The integrated work Weiße Tünche, weiße Vorhänge, weiße Angorafelle, silberne Frau
(2010) establishes the connection to the 20th century. The delicate
photogram is based on a photograph that depicts a large bed in a
bedroom the architect Adolf Loos
furnished for his young wife Lina in 1903. A soft, feminine, sensuous
place—and an erotic male fantasy. Shannon Bool adopts the motif in her
reproduction and adds the figure of a woman whose body shines with a
hard, metallic gleam. This kind of intervention is typical for the
artist, who introduces minimal changes to found subjects that
nonetheless alter them in such a way that a contrary situation arises.
In the case of Loos, the cold figure, reminiscent of a sculpture, does
not merely leave the bed, but turns away from the plush environment
entirely. A shift of symbolic power—a decade later, the Bauhaus avant-garde still regarded textile design as the one genuinely feminine discipline of their educational establishment. Bool’s
complex criticism is also directed at Loos the architect, who declared
the ornament to be anti-modern, unproductive, and superfluous in his
famous manifesto of 1908. As handicraft, ornamental work always carried
feminine connotations. Thus, Loos not least delegitimized a field that
had professionalized and perfected itself over the course of centuries.
Yet another reason for Shannon Bool to investigate the ornament
straight through art history and popular culture, even making it into a
strategy. There is a profusion of associations in her motifs; stories
are told in curves, tangents, and repetitions—just as the artist sees
modernism itself.
Her Wolfman series also belongs to these non-linear processes. It is based on one of Sigmund Freud’s most famous cases, the Russian nobleman Sergei Pankejeff,
whom he treated for depression. The psychoanalyst quickly interpreted
Pankejeff’s childhood dream of a tree in which a dangerous pack of
wolves was sitting as sexual. The famous dream of the Wolfman is also
one of the most important reference points for the development of
Freud’s theories. He always cited it to prove the efficacy of
psychoanalysis, the great modernist achievement. In contrast with
Freud’s claim that he completely healed Pankejeff of his fears, the
nobleman nonetheless remained in treatment for the rest of his life and
declared Freud’s efforts a failure.
Shannon Bool played
upon this dream motif several times. She drew wolves in a walnut tree,
covered them in an ornamental pattern that spread until it covered
everything, as in Wolf-ness from the Deutsche Bank Collection.
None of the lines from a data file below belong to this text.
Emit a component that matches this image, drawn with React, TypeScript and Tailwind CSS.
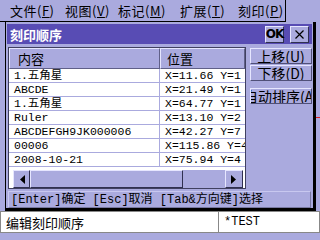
import React from 'react';

const sans = "font-['Noto_Sans_CJK_SC','Noto_Sans',sans-serif]";
const mono = "font-['Liberation_Mono','Noto_Sans_CJK_SC',monospace]";

const rows = [
  ['1.五角星', 'X=11.66 Y=1'],
  ['ABCDE', 'X=21.49 Y=1'],
  ['1.五角星', 'X=64.77 Y=1'],
  ['Ruler', 'X=13.10 Y=2'],
  ['ABCDEFGH9JK000006', 'X=42.27 Y=7'],
  ['00006', 'X=115.86 Y=4'],
  ['2008-10-21', 'X=75.94 Y=4'],
];

// menu entries with the width each one takes in the bar
const menu = [
  { label: '文件', hot: 'F', w: 'w-[55px]' },
  { label: '视图', hot: 'V', w: 'w-[53px]' },
  { label: '标记', hot: 'M', w: 'w-[62px]' },
  { label: '扩展', hot: 'T', w: 'w-[58px]' },
  { label: '刻印', hot: 'P', w: 'w-[46px]' },
];

function SideButton({ label, hot }: { label: string; hot: string }) {
  return (
    <div className="h-[16px] w-[62px] flex justify-center items-center overflow-hidden whitespace-nowrap border border-t-[#e6e6ff] border-l-[#e6e6ff] border-b-[#505078] border-r-[#505078] bg-[#aaaade] text-[14px] leading-none text-black">
      <span className="shrink-0">
        {label}(<span className="underline">{hot}</span>)
      </span>
    </div>
  );
}

export default function App() {
  return (
    <div className={`relative w-[320px] h-[240px] overflow-hidden bg-[#aaaade] ${sans} text-black`}>
      {/* menu bar */}
      <div className="h-[22px] w-[286px] border-r border-b border-black flex items-center pl-[10px] text-[13px] tracking-[0.5px] leading-none">
        {menu.map((m) => (
          <span key={m.hot} className={`${m.w} shrink-0 whitespace-nowrap`}>
            {m.label}(<span className="underline">{m.hot}</span>)
          </span>
        ))}
      </div>

      {/* dialog */}
      <div className="ml-[5px] w-[311px] h-[189px] border-l border-black border-r-[3px] border-b-[3px] flex flex-col px-[1px] pt-[2px]">
        <div className="h-[20px] bg-[#584cb4] flex items-center justify-between pl-[3px] pr-[3px]">
          <span className="text-white font-bold text-[13px] leading-none">刻印顺序</span>
          <div className="flex gap-[6px]">
            <div className="w-[19px] h-[17px] flex items-center justify-center bg-[#aaaade] border border-t-[#e6e6ff] border-l-[#e6e6ff] border-b-[#303050] border-r-[#303050] font-['DejaVu_Sans',sans-serif] font-bold text-[12px] leading-none tracking-[-1px]">
              OK
            </div>
            <div className="w-[19px] h-[17px] flex items-center justify-center bg-[#aaaade] border border-t-[#e6e6ff] border-l-[#e6e6ff] border-b-[#303050] border-r-[#303050]">
              <svg width="9" height="9" viewBox="0 0 9 9">
                <path d="M0.5 0.5 L8.5 8.5 M8.5 0.5 L0.5 8.5" stroke="black" strokeWidth="1.2" />
              </svg>
            </div>
          </div>
        </div>

        <div className="mt-[3px] flex gap-[4px]">
          {/* list view */}
          <div className="ml-[1px] w-[238px] h-[142px] border border-[#404060] bg-white flex flex-col">
            <div className="h-[21px] flex text-[13px] leading-none">
              <div className="w-[151px] flex items-center pl-[8px] bg-[#aaaade] border border-t-[#e6e6ff] border-l-[#e6e6ff] border-b-[#606088] border-r-[#606088]">
                内容
              </div>
              <div className="flex-1 flex items-center pl-[6px] bg-[#aaaade] border border-t-[#e6e6ff] border-l-[#e6e6ff] border-b-[#606088] border-r-[#606088]">
                位置
              </div>
            </div>
            {rows.map(([name, pos], i) => (
              <div key={i} className={`h-[14px] flex border-b border-[#aaaade] ${mono} text-[11.5px] leading-none`}>
                <div className="w-[151px] flex items-center pl-[5px] border-r border-[#aaaade] whitespace-nowrap">
                  {name}
                </div>
                <div className="flex-1 flex items-center pl-[5px] whitespace-nowrap overflow-hidden">
                  {pos}
                </div>
              </div>
            ))}
            <div className="h-[3px]" />
            {/* horizontal scrollbar */}
            <div className="h-[18px] flex pl-[4px] pr-[2px]">
              <div className="w-[17px] flex items-center justify-center bg-[#aaaade] border border-t-[#e6e6ff] border-l-[#e6e6ff] border-b-[#303050] border-r-[#303050]">
                <svg width="6" height="9" viewBox="0 0 6 9">
                  <polygon points="6,0 6,9 1,4.5" fill="black" />
                </svg>
              </div>
              <div className="w-[153px] bg-[#aaaade] border border-t-[#e6e6ff] border-l-[#e6e6ff] border-b-[#303050] border-r-[#303050]" />
              <div className="flex-1 bg-[#aaaade]" />
              <div className="w-[18px] flex items-center justify-center bg-[#aaaade] border border-t-[#e6e6ff] border-l-[#e6e6ff] border-b-[#303050] border-r-[#303050]">
                <svg width="6" height="9" viewBox="0 0 6 9">
                  <polygon points="0,0 0,9 5,4.5" fill="black" />
                </svg>
              </div>
            </div>
          </div>

          {/* side buttons */}
          <div className="flex flex-col pt-[1px]">
            <SideButton label="上移" hot="U" />
            <div className="h-[1px]" />
            <SideButton label="下移" hot="D" />
            <div className="h-[7px]" />
            <SideButton label="自动排序" hot="A" />
          </div>
        </div>

        {/* hint line */}
        <div className={`mt-[2px] ml-[1px] mr-[1px] h-[17px] flex items-center pl-[2px] border border-t-[#c8c8f0] border-l-[#c8c8f0] border-b-[#7878a0] border-r-[#7878a0] ${mono} text-[12px] leading-none whitespace-nowrap`}>
          [Enter]确定 [Esc]取消 [Tab&amp;方向键]选择
        </div>
      </div>

      {/* status bar */}
      <div className="h-[22px] flex bg-white border border-[#888888]">
        <div className="w-[218px] flex items-center pl-[5px] border-r border-[#888888] text-[13px] leading-none">
          编辑刻印顺序
        </div>
        <div className={`flex-1 flex items-center pl-[5px] ${mono} text-[12px] leading-none`}>*TEST</div>
      </div>

      {/* bit of the drawing behind the dialog */}
      <div className="absolute left-[316px] top-[117px] w-[4px] h-[1px] bg-[#e02020]" />
    </div>
  );
}
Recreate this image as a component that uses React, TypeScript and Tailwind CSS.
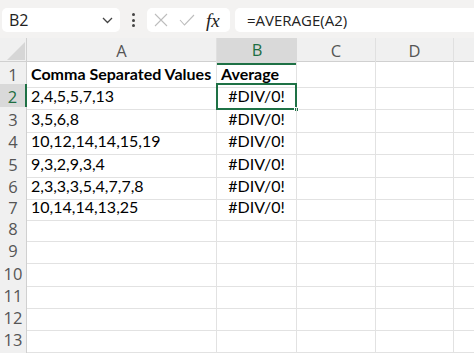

“In this collage,” says the artist, “I selected a very banal wallpaper,
because it deletes all other narrative information and makes room for
new interpretations.”
Elsewhere, this incongruous element
spreads in a corner of the picture and gradually seeps into the
viewer’s awareness, as in the collage Liquid Pizza (2004). “I
was interested in how digital media could alter everyday readings of
space,” says Bool on this work from the Deutsche Bank Collection. “At
this time, the American architect and critic Sanford Kwinter
wrote about the concept of liquid architecture. This theory is also an
extension of what the Italian Futurists were working out decades ago.
The work is based on the kind of wallpaper you would find in a
pizzeria, and then I worked to make a ‘liquefying’ area in the
wallpaper.”
In the process, old certainties liquefy as well. In
her drawings, collages, rugs, and murals, Shannon Bool, who has just
won a fellowship to the renowned Villa Romana,
creates a highly aesthetic web of signs that draw on marginal,
suppressed, and forgotten information. The obvious joins the
deeper-lying, is accompanied by ironic interventions, and ends in a
stubborn persistence on the idea that knowledge can only be gleaned
from the combination of high and low: pole dancing and minimalism,
wallpaper and transcendence belong together.
Bool’s works
visualize such connections. Like an uninvited passenger, the artist
sits in the sidecar of history and fills in the missing details of the
journey. Thus, according to Shannon Bool, the drawing Ryanair
(2004), also from the Deutsche Bank Collection, is “rather untypically
about a current phenomenon—the ability to jetset around Europe for
almost no money!” Or she constructs complex references, as in the case
of the Wax Tablecloth with its abstract pattern, an adaptation
of an early folkloristic motif the artist found in a Frankfurt flea
market. Adding spray paint, she makes a work of art out of the
tablecloth—by sullying a household article and destroying its pattern.
There
is a paradox in Shannon Bool’s work: along with the historical
subtexts, she also makes the deeper sediments of popular culture
visible and signalizes that art without some part reality is pure
illusion. Just how dense and multi-layered this emancipated version is
can also be seen in the exhibition Inverted Harem. One of the
three poles was made of brass and nickel, which was often used for the
handmade objects of Art Nouveau. The artist chose this material after
she discovered a pole of the same material in a photo of Pamela Anderson’s
living room. A pole as a decoration in a living room in which an erotic
star practices in private—Bool was just as fascinated by this image as
by the fact that poles have already turned up in sports studios as a
fitness device used to strengthen the muscles of the abdomen, legs, and
buttocks. They have left the red-light milieu, have been reinterpreted,
and now present themselves as “clean” instruments for perfecting the
female body. The fact that the metal poles satisfy this longing now
only confirms Bool’s theory of the cycle of things.